# Problem details
Write out, word for word, every line from the first one through the line that holds "import clsx from", and nothing else; skip the pictures.

#### Listed records ####

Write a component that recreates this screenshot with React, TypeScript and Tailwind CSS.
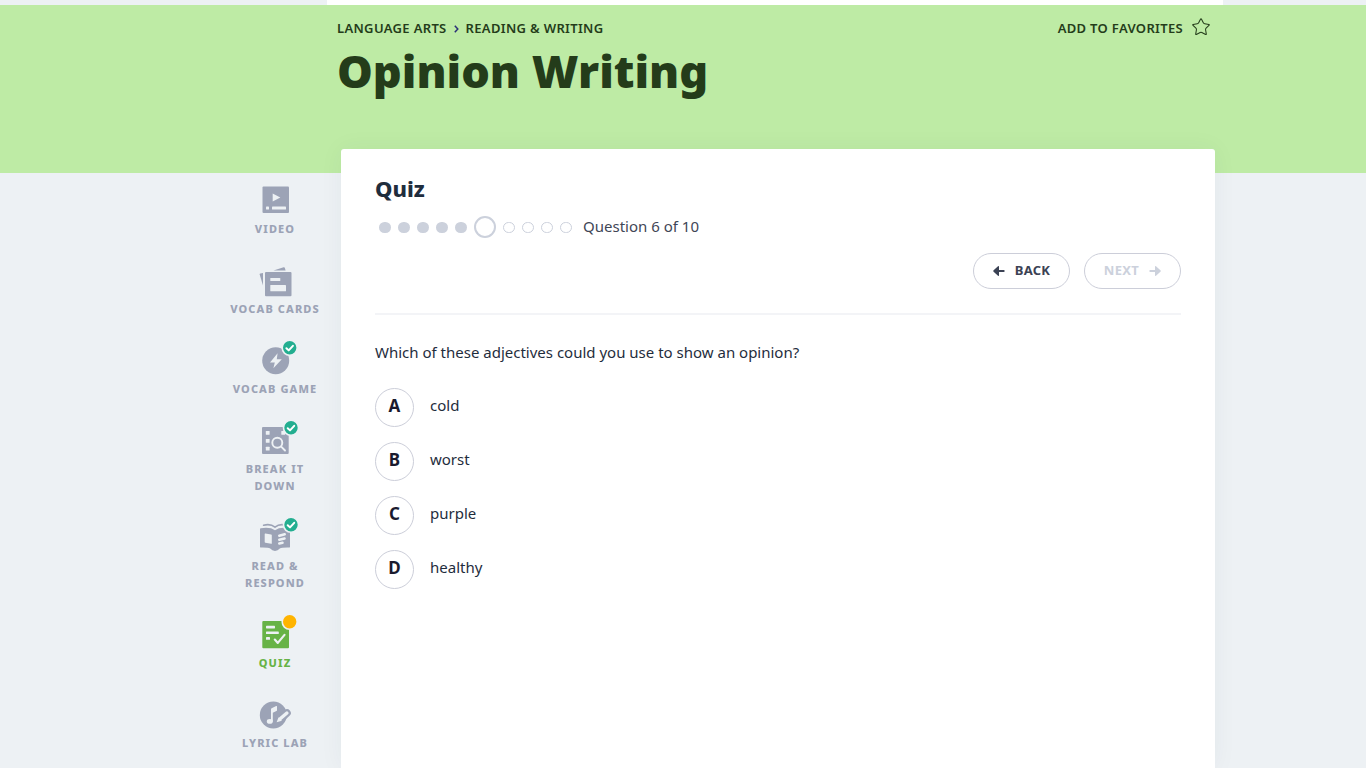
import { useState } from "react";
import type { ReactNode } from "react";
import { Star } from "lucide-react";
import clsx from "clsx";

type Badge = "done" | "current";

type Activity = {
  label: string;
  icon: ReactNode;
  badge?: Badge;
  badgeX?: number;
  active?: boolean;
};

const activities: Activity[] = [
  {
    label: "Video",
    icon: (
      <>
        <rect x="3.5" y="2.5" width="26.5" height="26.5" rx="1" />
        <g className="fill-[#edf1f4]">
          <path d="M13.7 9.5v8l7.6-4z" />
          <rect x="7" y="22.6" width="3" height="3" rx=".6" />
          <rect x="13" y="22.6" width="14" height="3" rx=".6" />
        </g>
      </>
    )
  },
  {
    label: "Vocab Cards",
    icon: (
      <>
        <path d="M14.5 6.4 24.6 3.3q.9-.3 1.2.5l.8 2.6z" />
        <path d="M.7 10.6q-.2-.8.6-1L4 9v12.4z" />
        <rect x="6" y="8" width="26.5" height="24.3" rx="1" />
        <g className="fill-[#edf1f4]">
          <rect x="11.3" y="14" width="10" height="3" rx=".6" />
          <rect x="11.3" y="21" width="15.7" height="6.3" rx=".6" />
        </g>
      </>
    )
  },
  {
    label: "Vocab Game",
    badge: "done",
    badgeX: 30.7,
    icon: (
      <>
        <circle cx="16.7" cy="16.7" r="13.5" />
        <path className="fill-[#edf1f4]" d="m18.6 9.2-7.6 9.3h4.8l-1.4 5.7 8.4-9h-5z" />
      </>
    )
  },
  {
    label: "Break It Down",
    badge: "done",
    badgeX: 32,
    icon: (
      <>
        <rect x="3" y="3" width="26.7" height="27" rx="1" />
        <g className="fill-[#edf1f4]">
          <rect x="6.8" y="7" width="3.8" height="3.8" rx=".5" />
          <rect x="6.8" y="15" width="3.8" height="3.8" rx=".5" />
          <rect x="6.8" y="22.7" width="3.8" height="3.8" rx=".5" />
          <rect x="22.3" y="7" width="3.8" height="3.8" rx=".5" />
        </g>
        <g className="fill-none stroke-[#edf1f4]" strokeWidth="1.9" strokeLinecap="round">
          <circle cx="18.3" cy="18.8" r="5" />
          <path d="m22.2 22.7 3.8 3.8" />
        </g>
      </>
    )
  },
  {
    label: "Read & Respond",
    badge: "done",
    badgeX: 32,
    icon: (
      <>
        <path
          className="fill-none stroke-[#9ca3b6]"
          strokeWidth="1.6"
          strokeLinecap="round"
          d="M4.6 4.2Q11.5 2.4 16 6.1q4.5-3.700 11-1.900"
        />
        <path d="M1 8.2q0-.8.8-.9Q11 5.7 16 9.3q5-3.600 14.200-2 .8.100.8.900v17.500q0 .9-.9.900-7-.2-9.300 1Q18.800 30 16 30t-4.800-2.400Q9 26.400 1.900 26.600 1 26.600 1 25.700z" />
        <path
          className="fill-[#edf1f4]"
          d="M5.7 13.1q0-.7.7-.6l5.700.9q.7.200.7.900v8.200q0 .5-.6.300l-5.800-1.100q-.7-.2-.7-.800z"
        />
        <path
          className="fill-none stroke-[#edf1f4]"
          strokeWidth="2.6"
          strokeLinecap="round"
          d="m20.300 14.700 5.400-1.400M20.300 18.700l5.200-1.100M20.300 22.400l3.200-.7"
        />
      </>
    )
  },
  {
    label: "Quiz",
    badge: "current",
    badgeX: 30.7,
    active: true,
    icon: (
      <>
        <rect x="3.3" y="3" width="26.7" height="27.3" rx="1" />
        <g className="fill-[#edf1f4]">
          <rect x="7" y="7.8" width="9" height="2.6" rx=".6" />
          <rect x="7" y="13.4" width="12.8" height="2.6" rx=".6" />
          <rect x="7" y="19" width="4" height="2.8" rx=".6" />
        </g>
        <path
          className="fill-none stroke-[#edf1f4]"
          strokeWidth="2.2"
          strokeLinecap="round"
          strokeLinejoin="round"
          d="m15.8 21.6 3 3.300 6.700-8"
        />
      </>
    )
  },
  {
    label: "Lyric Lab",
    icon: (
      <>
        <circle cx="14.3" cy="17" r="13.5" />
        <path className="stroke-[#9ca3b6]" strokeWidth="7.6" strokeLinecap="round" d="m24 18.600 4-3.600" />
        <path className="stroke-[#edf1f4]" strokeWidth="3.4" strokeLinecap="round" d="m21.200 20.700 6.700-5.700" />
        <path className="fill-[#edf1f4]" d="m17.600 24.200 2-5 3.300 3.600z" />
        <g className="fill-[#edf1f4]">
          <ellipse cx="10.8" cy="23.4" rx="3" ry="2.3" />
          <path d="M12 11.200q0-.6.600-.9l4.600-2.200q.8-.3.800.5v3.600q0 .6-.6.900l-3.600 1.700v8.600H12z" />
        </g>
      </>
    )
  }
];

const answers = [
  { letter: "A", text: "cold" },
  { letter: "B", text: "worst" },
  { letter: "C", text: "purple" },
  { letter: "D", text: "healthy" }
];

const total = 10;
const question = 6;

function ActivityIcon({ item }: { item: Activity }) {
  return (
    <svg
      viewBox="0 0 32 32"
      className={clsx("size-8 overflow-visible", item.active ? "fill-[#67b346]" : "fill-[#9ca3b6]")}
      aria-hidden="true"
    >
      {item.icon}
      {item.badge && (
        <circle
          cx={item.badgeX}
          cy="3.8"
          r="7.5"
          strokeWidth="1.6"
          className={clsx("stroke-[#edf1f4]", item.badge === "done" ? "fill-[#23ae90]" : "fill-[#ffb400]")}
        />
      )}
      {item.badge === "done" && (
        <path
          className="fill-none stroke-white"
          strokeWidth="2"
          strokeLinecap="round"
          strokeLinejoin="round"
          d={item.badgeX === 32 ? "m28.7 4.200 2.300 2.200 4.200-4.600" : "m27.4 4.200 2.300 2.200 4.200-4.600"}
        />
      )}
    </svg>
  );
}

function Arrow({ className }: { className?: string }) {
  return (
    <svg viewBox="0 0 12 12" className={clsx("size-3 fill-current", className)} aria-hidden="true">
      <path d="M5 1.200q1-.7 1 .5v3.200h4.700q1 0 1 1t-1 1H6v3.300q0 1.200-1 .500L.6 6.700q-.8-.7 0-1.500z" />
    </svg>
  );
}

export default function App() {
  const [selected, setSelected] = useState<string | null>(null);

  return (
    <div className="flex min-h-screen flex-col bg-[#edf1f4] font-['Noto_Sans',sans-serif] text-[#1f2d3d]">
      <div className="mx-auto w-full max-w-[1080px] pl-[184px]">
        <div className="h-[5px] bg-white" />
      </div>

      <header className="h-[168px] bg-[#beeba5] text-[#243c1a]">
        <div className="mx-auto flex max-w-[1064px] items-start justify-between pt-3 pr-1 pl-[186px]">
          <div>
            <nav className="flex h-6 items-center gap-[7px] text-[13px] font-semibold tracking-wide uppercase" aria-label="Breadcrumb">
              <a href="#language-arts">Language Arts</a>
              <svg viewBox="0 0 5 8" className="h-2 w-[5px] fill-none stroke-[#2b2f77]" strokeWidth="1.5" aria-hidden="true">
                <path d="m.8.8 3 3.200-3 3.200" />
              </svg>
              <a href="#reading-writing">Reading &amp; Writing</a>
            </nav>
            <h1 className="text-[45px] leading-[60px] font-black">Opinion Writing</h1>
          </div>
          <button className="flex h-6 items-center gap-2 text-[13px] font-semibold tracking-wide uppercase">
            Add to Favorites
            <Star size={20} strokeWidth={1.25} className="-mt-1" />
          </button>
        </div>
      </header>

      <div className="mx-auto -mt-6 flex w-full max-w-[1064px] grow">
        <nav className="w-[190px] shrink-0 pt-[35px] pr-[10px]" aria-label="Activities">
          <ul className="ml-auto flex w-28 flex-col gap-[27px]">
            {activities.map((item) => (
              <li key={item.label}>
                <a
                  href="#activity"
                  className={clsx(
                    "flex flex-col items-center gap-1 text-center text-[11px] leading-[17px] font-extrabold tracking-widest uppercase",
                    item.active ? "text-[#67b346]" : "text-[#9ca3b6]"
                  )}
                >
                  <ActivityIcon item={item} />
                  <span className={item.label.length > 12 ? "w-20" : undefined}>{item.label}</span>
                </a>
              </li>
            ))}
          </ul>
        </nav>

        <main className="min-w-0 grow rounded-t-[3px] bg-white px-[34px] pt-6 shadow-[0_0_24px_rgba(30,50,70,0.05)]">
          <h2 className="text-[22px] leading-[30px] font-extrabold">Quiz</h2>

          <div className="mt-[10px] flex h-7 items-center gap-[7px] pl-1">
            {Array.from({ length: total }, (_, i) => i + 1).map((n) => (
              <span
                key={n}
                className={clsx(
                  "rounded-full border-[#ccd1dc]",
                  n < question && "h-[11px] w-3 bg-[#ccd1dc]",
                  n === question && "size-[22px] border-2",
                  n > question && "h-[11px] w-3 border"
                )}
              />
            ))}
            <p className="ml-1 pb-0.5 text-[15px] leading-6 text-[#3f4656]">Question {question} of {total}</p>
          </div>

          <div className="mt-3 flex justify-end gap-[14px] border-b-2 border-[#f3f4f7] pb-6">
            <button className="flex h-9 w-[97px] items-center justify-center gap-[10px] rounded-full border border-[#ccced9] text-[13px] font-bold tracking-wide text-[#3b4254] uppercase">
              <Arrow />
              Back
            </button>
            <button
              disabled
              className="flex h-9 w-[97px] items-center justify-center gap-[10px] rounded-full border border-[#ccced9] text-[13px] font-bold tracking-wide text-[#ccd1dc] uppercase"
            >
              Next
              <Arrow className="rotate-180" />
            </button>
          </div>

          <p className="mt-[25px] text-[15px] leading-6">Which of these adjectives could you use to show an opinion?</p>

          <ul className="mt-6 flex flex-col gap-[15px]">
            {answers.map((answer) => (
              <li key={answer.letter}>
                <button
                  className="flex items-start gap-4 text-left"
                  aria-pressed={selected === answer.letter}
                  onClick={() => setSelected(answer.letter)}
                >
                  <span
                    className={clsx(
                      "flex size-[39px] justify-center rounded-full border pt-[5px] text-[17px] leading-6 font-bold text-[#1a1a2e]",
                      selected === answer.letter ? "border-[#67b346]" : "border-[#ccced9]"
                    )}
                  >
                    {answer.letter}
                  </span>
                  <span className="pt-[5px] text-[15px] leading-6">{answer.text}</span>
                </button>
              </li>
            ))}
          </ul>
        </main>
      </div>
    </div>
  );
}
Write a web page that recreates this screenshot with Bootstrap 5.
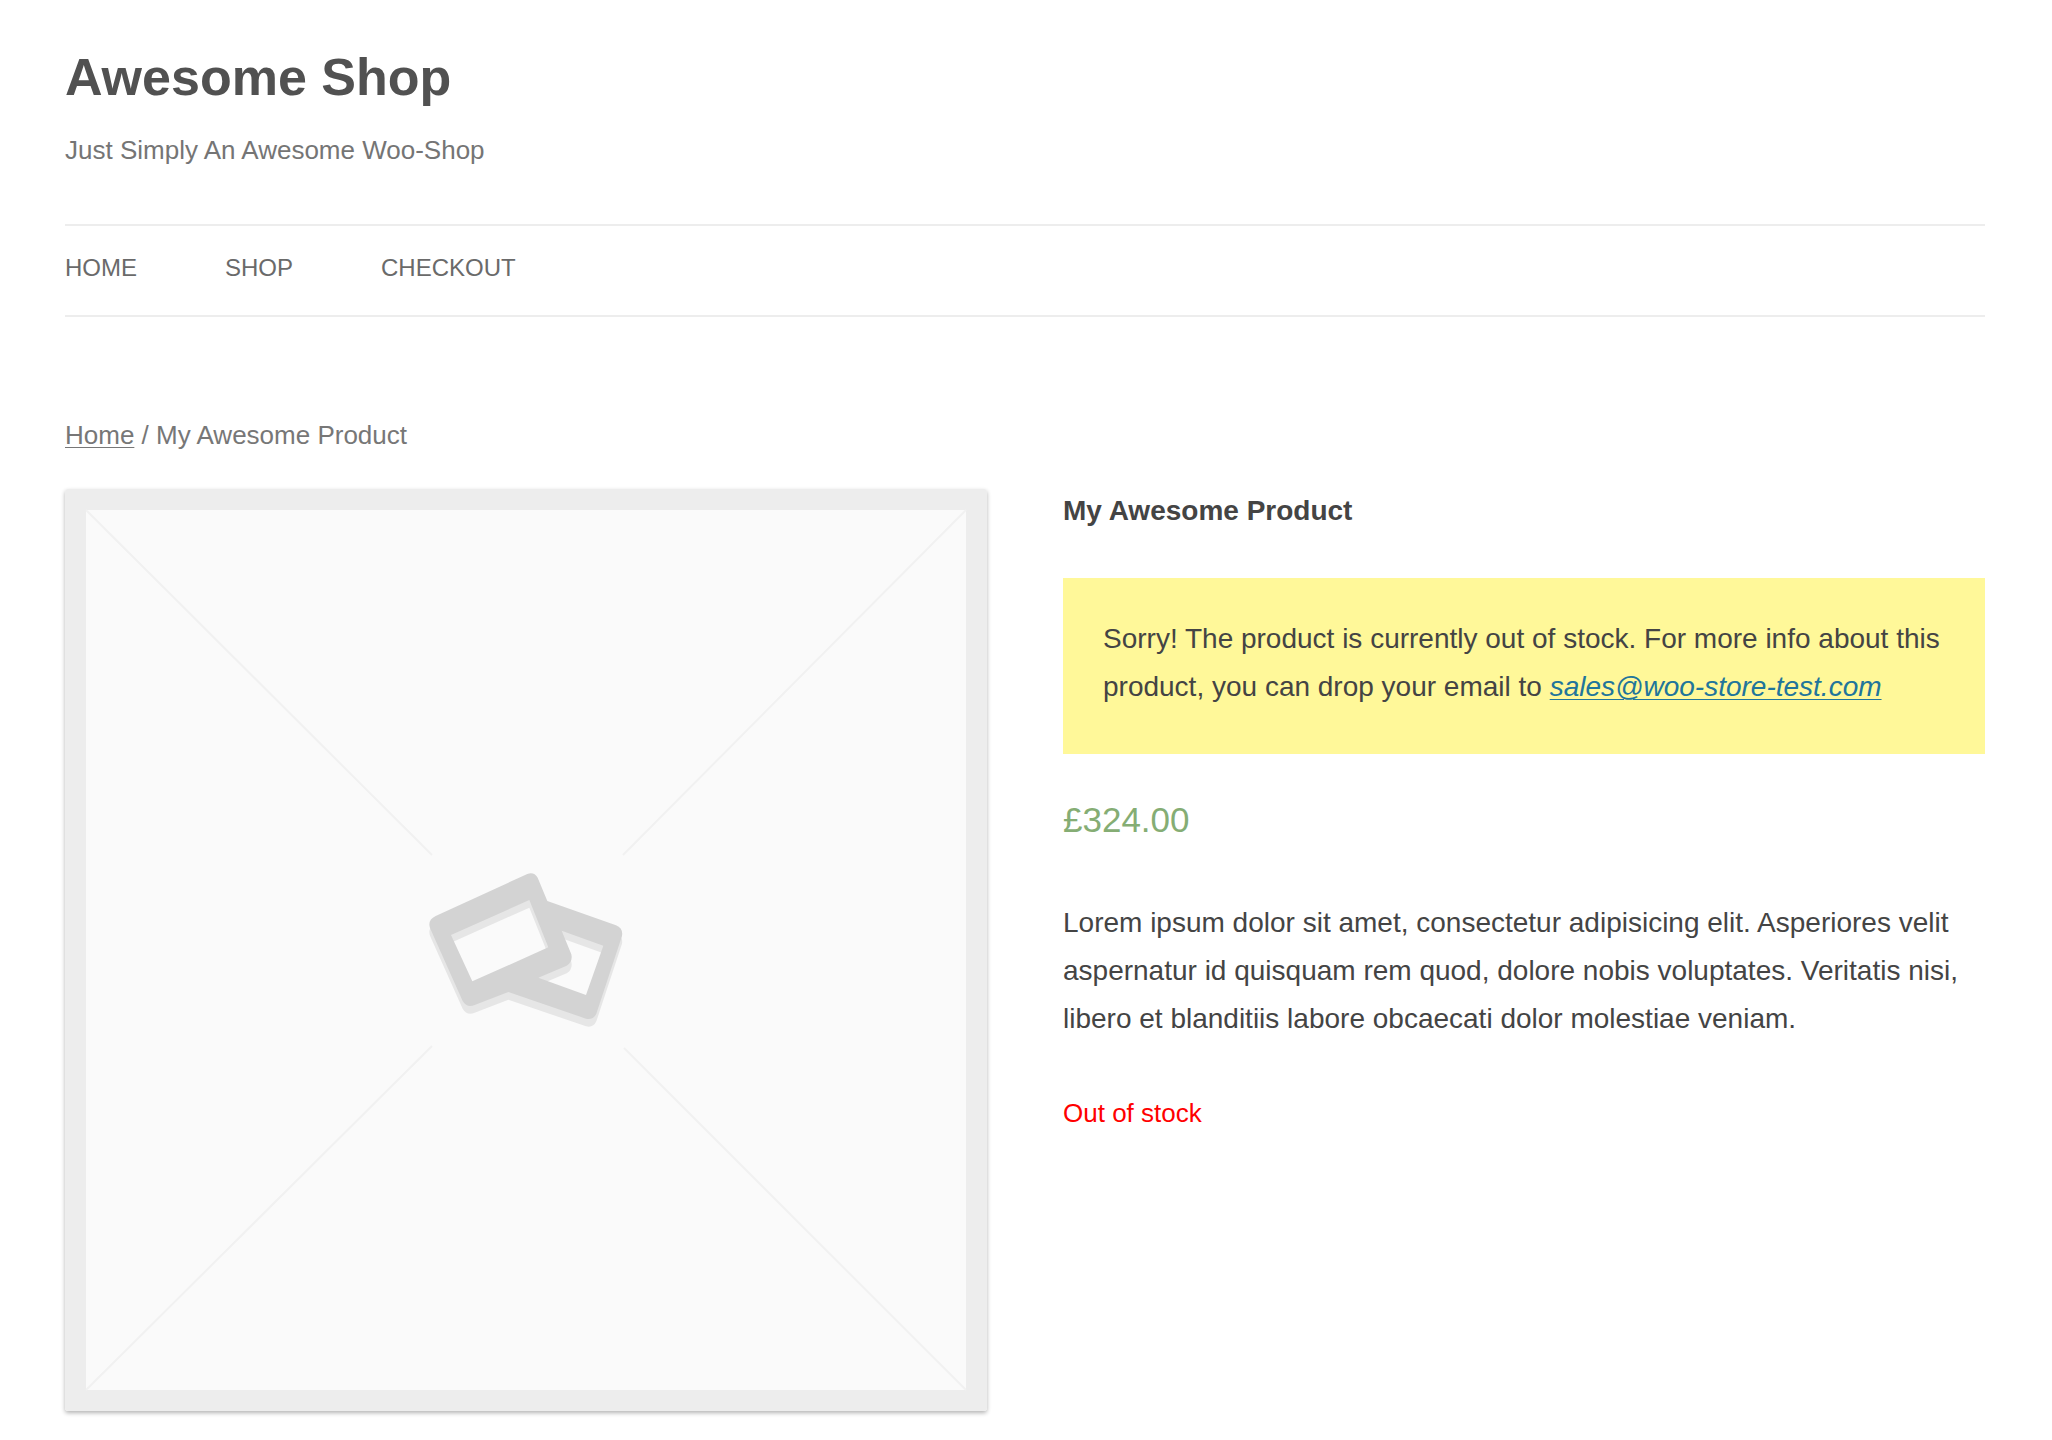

####

# Answer below
Write a component that recreates this screenshot with React, TypeScript and Tailwind CSS.
import { useState } from "react";
import type { ReactNode } from "react";
import { Star } from "lucide-react";
import clsx from "clsx";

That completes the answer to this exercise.